Why the Fixed Rate Drives People Crazy

There is a massive, ongoing debate about whether this setup is a blessing or a colonial hangover. Honestly, it depends on who you ask.

If you ask the IMF or a conservative banker, they’ll tell you the CFA franc to USD stability is a godsend. Look at Nigeria or Ghana. Their currencies, the Naira and the Cedi, have seen massive devaluations over the last few years. Inflation in those countries can hit 30% or 50% in a bad year. Meanwhile, CFA countries usually enjoy low inflation because their money is backed by the French Treasury and tied to the Euro.

But there’s a catch. A big one.

Because the currency is "strong" (thanks to the Euro peg), it makes African exports more expensive. If a farmer in Togo wants to sell cotton to a buyer in New York, the price is dictated by the Euro’s strength against the dollar. If the Euro is high, that cotton becomes too expensive for the American buyer. This makes it really hard for these countries to industrialize. They can’t "cheapen" their currency to gain a competitive edge like China or Vietnam did for decades.

The "Colonial" Reserves

Until very recently, West African countries were required to keep 50% of their foreign exchange reserves in the French Treasury. Critics like the Senegalese economist Ndongo Samba Sylla argue this is "monetary imperialism." While reforms in 2020 and 2021 started moving West Africa away from some of these rules, the Central African zone (CEMAC) is still operating under much of the old system.

The 2026 Shift: Is the "Eco" Finally Coming?

You might have heard whispers about a new currency called the Eco.

The plan was for the 15 members of ECOWAS (the Economic Community of West African States) to ditch the CFA franc and create a single regional currency. It was supposed to happen in 2020. Then 2021. Then 2025.

Now, in 2026, the pressure is reaching a boiling point. Ivory Coast President Alassane Ouattara has been pushing for a transition, but the region is split. Nigeria, the big player in the neighborhood, is skeptical. They have their own currency problems and aren't sure they want to be tied to a bunch of smaller economies.

If the Eco actually launches and breaks the peg with the Euro, the CFA franc to USD (or Eco to USD) rate will suddenly become much more volatile. It would be a "free-floating" or "managed float" currency. For the first time in 80 years, the market would decide what the money is worth based on West African productivity, not European central banking.

What This Means for Your Money

If you are traveling to Dakar, investing in a tech startup in Abidjan, or sending money back home, the CFA franc to USD rate is your primary benchmark.
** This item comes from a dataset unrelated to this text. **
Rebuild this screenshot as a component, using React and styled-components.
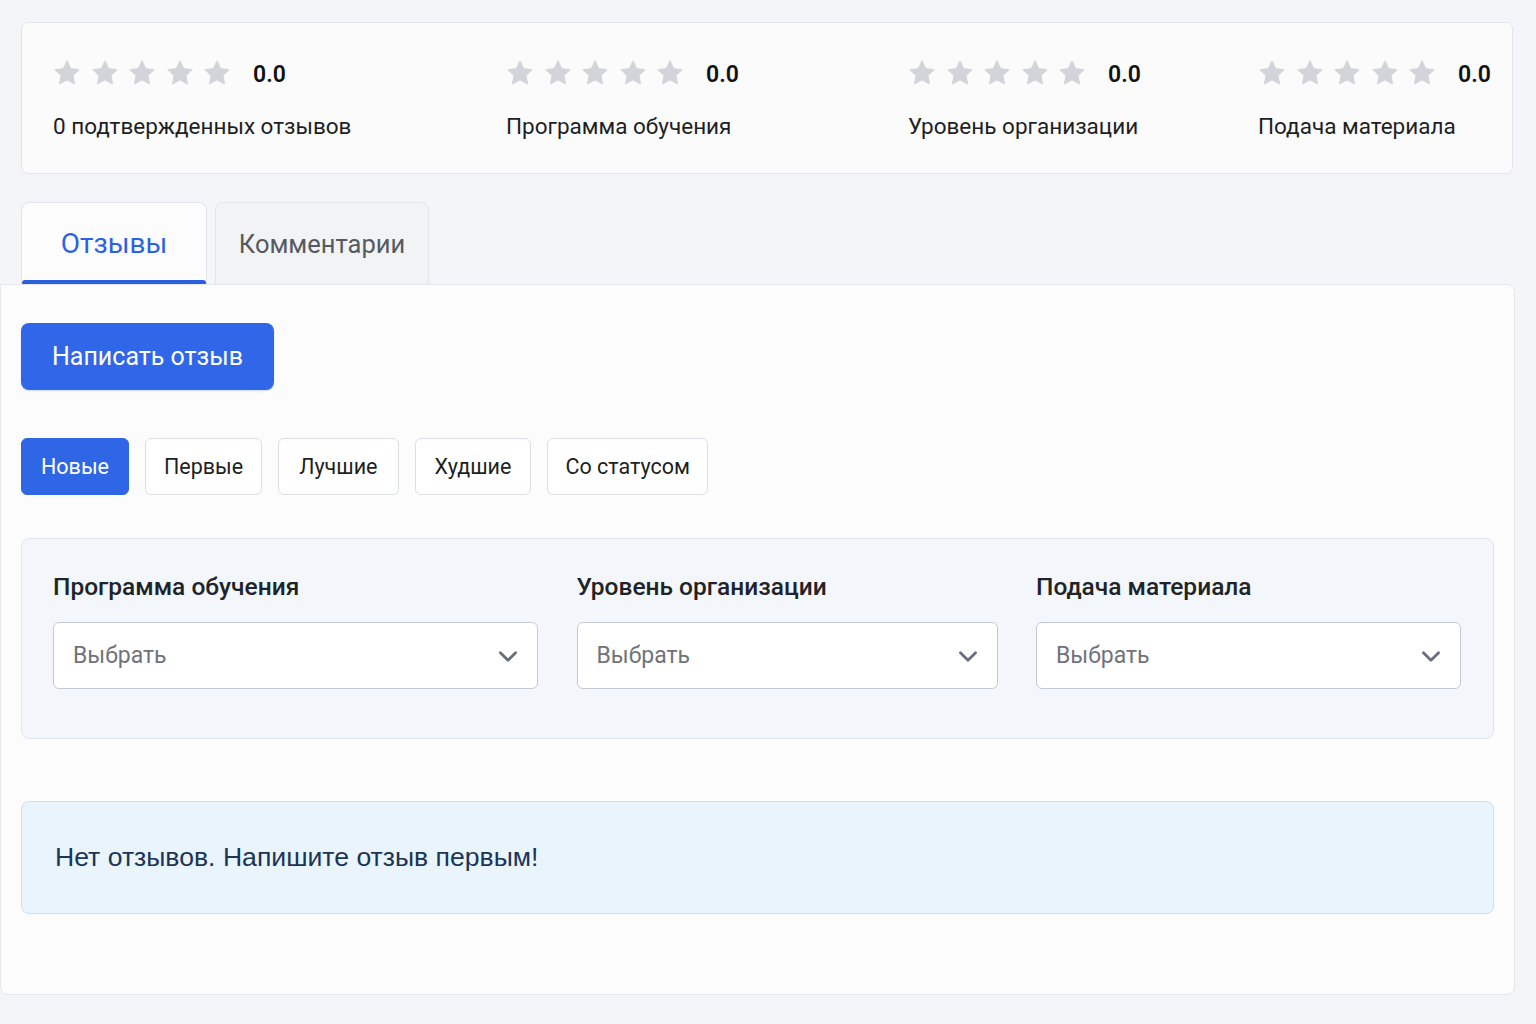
import React from "react";
import styled, { createGlobalStyle } from "styled-components";

const Global = createGlobalStyle`
  html, body { margin: 0; padding: 0; background: #f4f5f8; }
  body { font-family: Roboto, "Noto Sans", "Liberation Sans", sans-serif; color: #1f2328; }
  * { box-sizing: border-box; }
`;

const Page = styled.div`
  width: 1515px;
  padding-top: 22px;
  padding-bottom: 28px;
`;

const SummaryCard = styled.section`
  margin: 0 2px 0 21px;
  height: 152px;
  background: #fbfbfc;
  border: 1px solid #e3e5ea;
  border-radius: 7px;
  padding: 35px 32px 0 31px;
  display: grid;
  grid-template-columns: 453px 402px 350px 1fr;
`;

const Stat = styled.div`
  display: flex;
  flex-direction: column;
  gap: 24px;
`;

const StarRow = styled.div`
  display: flex;
  align-items: center;
  height: 30px;
`;

const Stars = styled.div`
  display: flex;
  gap: 9.5px;
  margin-right: 22px;
`;

const Score = styled.span`
  font-size: 23px;
  font-weight: 600;
  color: #111;
  line-height: 1;
  margin-top: 3px;
`;

const StatLabel = styled.span`
  font-size: 22.5px;
  color: #1d1f23;
  line-height: 28px;
  white-space: nowrap;
`;

const TabBar = styled.div`
  display: flex;
  gap: 8px;
  margin: 28px 0 0 21px;
  height: 82px;
`;

const Tab = styled.button`
  position: relative;
  width: ${(p) => p.$w}px;
  height: 82px;
  padding: 0;
  border: 1px solid #e3e5ea;
  border-bottom: none;
  border-radius: 8px 8px 0 0;
  background: ${(p) => (p.$active ? "#fcfcfd" : "#f2f3f5")};
  color: ${(p) => (p.$active ? "#2b62e0" : "#555a61")};
  font-family: inherit;
  font-size: ${(p) => (p.$active ? 28 : 25.5)}px;
  font-weight: 400;
  cursor: pointer;
  &::after {
    content: "";
    display: ${(p) => (p.$active ? "block" : "none")};
    position: absolute;
    left: 0;
    right: 0;
    bottom: 0;
    height: 4px;
    border-radius: 3px 3px 0 0;
    background: #2a5fdc;
  }
`;

const Panel = styled.div`
  background: #fcfcfd;
  border: 1px solid #e5e7eb;
  border-radius: 0 8px 8px 8px;
  padding: 38px 20px 80px 20px;
`;

const PrimaryButton = styled.button`
  height: 67px;
  padding: 0 31px;
  border: none;
  border-radius: 8px;
  background: #3067e8;
  color: #fff;
  font-family: inherit;
  font-size: 25px;
  cursor: pointer;
  box-shadow: 0 1px 2px rgba(40, 80, 200, 0.2);
`;

const SortRow = styled.div`
  display: flex;
  gap: 16px;
  margin-top: 48px;
`;

const SortButton = styled.button`
  height: 57px;
  padding: 0 ${(p) => p.$px}px;
  border-radius: 6px;
  border: 1px solid ${(p) => (p.$active ? "#2f66e6" : "#dcdfe4")};
  background: ${(p) => (p.$active ? "#2f66e6" : "#ffffff")};
  color: ${(p) => (p.$active ? "#ffffff" : "#1d1f23")};
  font-family: inherit;
  font-size: 21.5px;
  cursor: pointer;
`;

const FilterBox = styled.div`
  margin-top: 43px;
  height: 201px;
  background: #f3f6fa;
  border: 1px solid #e2e6ec;
  border-radius: 8px;
  padding: 32px 32px 0 31px;
  display: grid;
  grid-template-columns: 485px 421px 425px;
  justify-content: space-between;
`;

const Field = styled.div`
  display: flex;
  flex-direction: column;
  gap: 19px;
`;

const FieldLabel = styled.label`
  font-size: 24.5px;
  font-weight: 500;
  color: #202328;
  line-height: 32px;
`;

const Select = styled.div`
  height: 67px;
  background: #ffffff;
  border: 1.5px solid #c3cad5;
  border-radius: 6px;
  padding: 0 16px 0 19px;
  display: flex;
  align-items: center;
  justify-content: space-between;
  font-size: 23px;
  color: #6f737a;
`;

const Alert = styled.div`
  margin-top: 62px;
  height: 113px;
  background: #eaf4fd;
  border: 1px solid #c8dff4;
  border-radius: 8px;
  padding: 0 33px;
  display: flex;
  align-items: center;
  font-family: "Liberation Sans", Arial, sans-serif;
  font-size: 26.6px;
  color: #1b3556;
`;

const Star = () => (
  <svg width="28" height="28" viewBox="0 0 24 24" aria-hidden="true">
    <path
      d="M12 1.8l3.1 6.5 7 .9-5.1 4.9 1.3 7L12 17.7l-6.3 3.4 1.3-7L1.9 9.2l7-.9z"
      fill="#d2d4d9"
      stroke="#d2d4d9"
      strokeWidth="1"
      strokeLinejoin="round"
    />
  </svg>
);

const Chevron = () => (
  <svg width="26" height="26" viewBox="0 0 24 24" aria-hidden="true">
    <path d="M5 9l7 7 7-7" fill="none" stroke="#6b7078" strokeWidth="2.6" strokeLinecap="round" strokeLinejoin="round" />
  </svg>
);

const stats = [
  "0 подтвержденных отзывов",
  "Программа обучения",
  "Уровень организации",
  "Подача материала",
];

const sorts = [
  { label: "Новые", px: 19, active: true },
  { label: "Первые", px: 18 },
  { label: "Лучшие", px: 20 },
  { label: "Худшие", px: 19 },
  { label: "Со статусом", px: 17 },
];

const fields = ["Программа обучения", "Уровень организации", "Подача материала"];

export default function App() {
  return (
    <>
      <Global />
      <Page>
        <SummaryCard>
          {stats.map((s) => (
            <Stat key={s}>
              <StarRow>
                <Stars>
                  {[0, 1, 2, 3, 4].map((i) => (
                    <Star key={i} />
                  ))}
                </Stars>
                <Score>0.0</Score>
              </StarRow>
              <StatLabel>{s}</StatLabel>
            </Stat>
          ))}
        </SummaryCard>

        <TabBar>
          <Tab $active $w={186}>Отзывы</Tab>
          <Tab $w={214}>Комментарии</Tab>
        </TabBar>

        <Panel>
          <PrimaryButton>Написать отзыв</PrimaryButton>

          <SortRow>
            {sorts.map((s) => (
              <SortButton key={s.label} $active={s.active} $px={s.px}>
                {s.label}
              </SortButton>
            ))}
          </SortRow>

          <FilterBox>
            {fields.map((f) => (
              <Field key={f}>
                <FieldLabel>{f}</FieldLabel>
                <Select>
                  <span>Выбрать</span>
                  <Chevron />
                </Select>
              </Field>
            ))}
          </FilterBox>

          <Alert>Нет отзывов. Напишите отзыв первым!</Alert>
        </Panel>
      </Page>
    </>
  );
}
  • For Travelers: Carry some cash, but know that Visa and Mastercard work well in major cities. You’ll get a rate very close to the official mid-market rate because of the peg.
  • For Businesses: The stability is great for planning. You don't have to worry about your profits evaporating overnight because of a sudden 20% currency crash.
  • For Investors: Keep a close eye on the Euro-USD pair ($EUR/USD$). Since the CFA is pegged, any news that affects the Euro—like European Central Bank interest rate hikes—will immediately change how many dollars your CFA investment is worth.

Actionable Next Steps

To navigate the CFA franc to USD landscape effectively, stop looking at African news alone. You need to look at the global stage.

  1. Monitor the Euro: Use a tool like Bloomberg or Reuters to track the EUR/USD pair. This is the "shadow" rate for the CFA.
  2. Watch the Eco Transition: Keep tabs on the 2027 ECOWAS roadmap. If a firm date for the Eco is set, expect speculators to start moving money in or out of the region.
  3. Hedge for Central Africa: If you're dealing with the XAF (Central Africa), remember that reforms there are moving much slower than in West Africa. The French influence remains more "old school" in countries like Cameroon and Gabon.
  4. Use Modern Remittance: If sending money, avoid the old-school bank wire. Apps like Taptap Send or WorldRemit often give better rates than the "official" bank spreads, even with the fixed peg in place.

The days of the CFA franc as we know it are likely numbered, but for now, it remains a unique island of stability—or a cage, depending on your perspective—in the volatile world of global forex.